Begin Data for this task

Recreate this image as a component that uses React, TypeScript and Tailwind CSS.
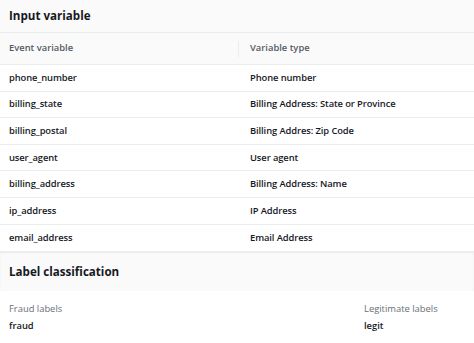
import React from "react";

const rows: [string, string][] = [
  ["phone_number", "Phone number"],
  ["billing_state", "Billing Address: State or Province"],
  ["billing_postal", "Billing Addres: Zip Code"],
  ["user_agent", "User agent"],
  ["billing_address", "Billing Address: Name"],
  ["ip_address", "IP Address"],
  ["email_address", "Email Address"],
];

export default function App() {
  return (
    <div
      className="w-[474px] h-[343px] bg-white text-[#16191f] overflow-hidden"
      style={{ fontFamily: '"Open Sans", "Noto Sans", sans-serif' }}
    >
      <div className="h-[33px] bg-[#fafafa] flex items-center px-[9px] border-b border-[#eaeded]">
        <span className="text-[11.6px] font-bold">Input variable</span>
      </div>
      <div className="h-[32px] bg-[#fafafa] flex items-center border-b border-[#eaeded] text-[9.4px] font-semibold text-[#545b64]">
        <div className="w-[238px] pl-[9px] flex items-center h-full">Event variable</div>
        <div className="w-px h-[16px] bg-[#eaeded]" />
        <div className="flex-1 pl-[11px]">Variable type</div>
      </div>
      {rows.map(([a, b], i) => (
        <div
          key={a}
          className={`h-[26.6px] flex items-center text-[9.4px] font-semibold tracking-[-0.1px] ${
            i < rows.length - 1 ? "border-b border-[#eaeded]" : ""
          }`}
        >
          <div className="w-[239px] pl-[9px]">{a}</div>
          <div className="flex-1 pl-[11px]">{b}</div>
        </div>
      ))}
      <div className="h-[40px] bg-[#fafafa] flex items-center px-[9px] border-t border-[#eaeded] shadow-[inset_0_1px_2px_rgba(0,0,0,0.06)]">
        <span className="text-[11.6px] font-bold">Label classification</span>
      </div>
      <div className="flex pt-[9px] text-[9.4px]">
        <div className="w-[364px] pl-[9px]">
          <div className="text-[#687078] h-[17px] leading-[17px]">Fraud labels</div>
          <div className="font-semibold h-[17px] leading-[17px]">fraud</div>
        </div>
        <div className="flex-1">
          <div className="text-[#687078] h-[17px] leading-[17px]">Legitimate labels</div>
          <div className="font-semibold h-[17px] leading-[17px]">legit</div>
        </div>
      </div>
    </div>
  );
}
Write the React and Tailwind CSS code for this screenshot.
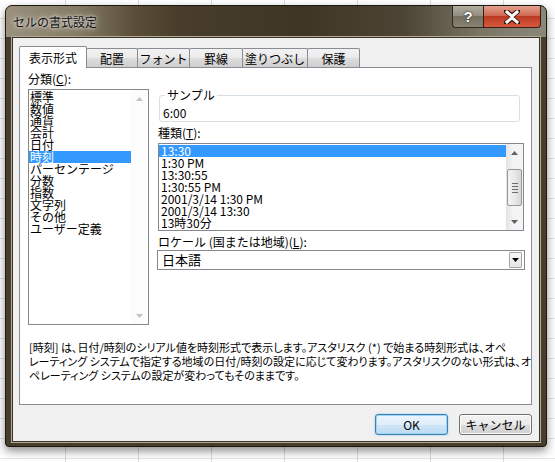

End Data for this task

» **Exercise aim**: Repeat every record above exactly, but leave out any pictures.

» **Reply**:
Recreate this image as a component that uses React, TypeScript and Tailwind CSS.
import React from "react";

const rows: [string, string][] = [
  ["phone_number", "Phone number"],
  ["billing_state", "Billing Address: State or Province"],
  ["billing_postal", "Billing Addres: Zip Code"],
  ["user_agent", "User agent"],
  ["billing_address", "Billing Address: Name"],
  ["ip_address", "IP Address"],
  ["email_address", "Email Address"],
];

export default function App() {
  return (
    <div
      className="w-[474px] h-[343px] bg-white text-[#16191f] overflow-hidden"
      style={{ fontFamily: '"Open Sans", "Noto Sans", sans-serif' }}
    >
      <div className="h-[33px] bg-[#fafafa] flex items-center px-[9px] border-b border-[#eaeded]">
        <span className="text-[11.6px] font-bold">Input variable</span>
      </div>
      <div className="h-[32px] bg-[#fafafa] flex items-center border-b border-[#eaeded] text-[9.4px] font-semibold text-[#545b64]">
        <div className="w-[238px] pl-[9px] flex items-center h-full">Event variable</div>
        <div className="w-px h-[16px] bg-[#eaeded]" />
        <div className="flex-1 pl-[11px]">Variable type</div>
      </div>
      {rows.map(([a, b], i) => (
        <div
          key={a}
          className={`h-[26.6px] flex items-center text-[9.4px] font-semibold tracking-[-0.1px] ${
            i < rows.length - 1 ? "border-b border-[#eaeded]" : ""
          }`}
        >
          <div className="w-[239px] pl-[9px]">{a}</div>
          <div className="flex-1 pl-[11px]">{b}</div>
        </div>
      ))}
      <div className="h-[40px] bg-[#fafafa] flex items-center px-[9px] border-t border-[#eaeded] shadow-[inset_0_1px_2px_rgba(0,0,0,0.06)]">
        <span className="text-[11.6px] font-bold">Label classification</span>
      </div>
      <div className="flex pt-[9px] text-[9.4px]">
        <div className="w-[364px] pl-[9px]">
          <div className="text-[#687078] h-[17px] leading-[17px]">Fraud labels</div>
          <div className="font-semibold h-[17px] leading-[17px]">fraud</div>
        </div>
        <div className="flex-1">
          <div className="text-[#687078] h-[17px] leading-[17px]">Legitimate labels</div>
          <div className="font-semibold h-[17px] leading-[17px]">legit</div>
        </div>
      </div>
    </div>
  );
}
Write the React and Tailwind CSS code for this screenshot.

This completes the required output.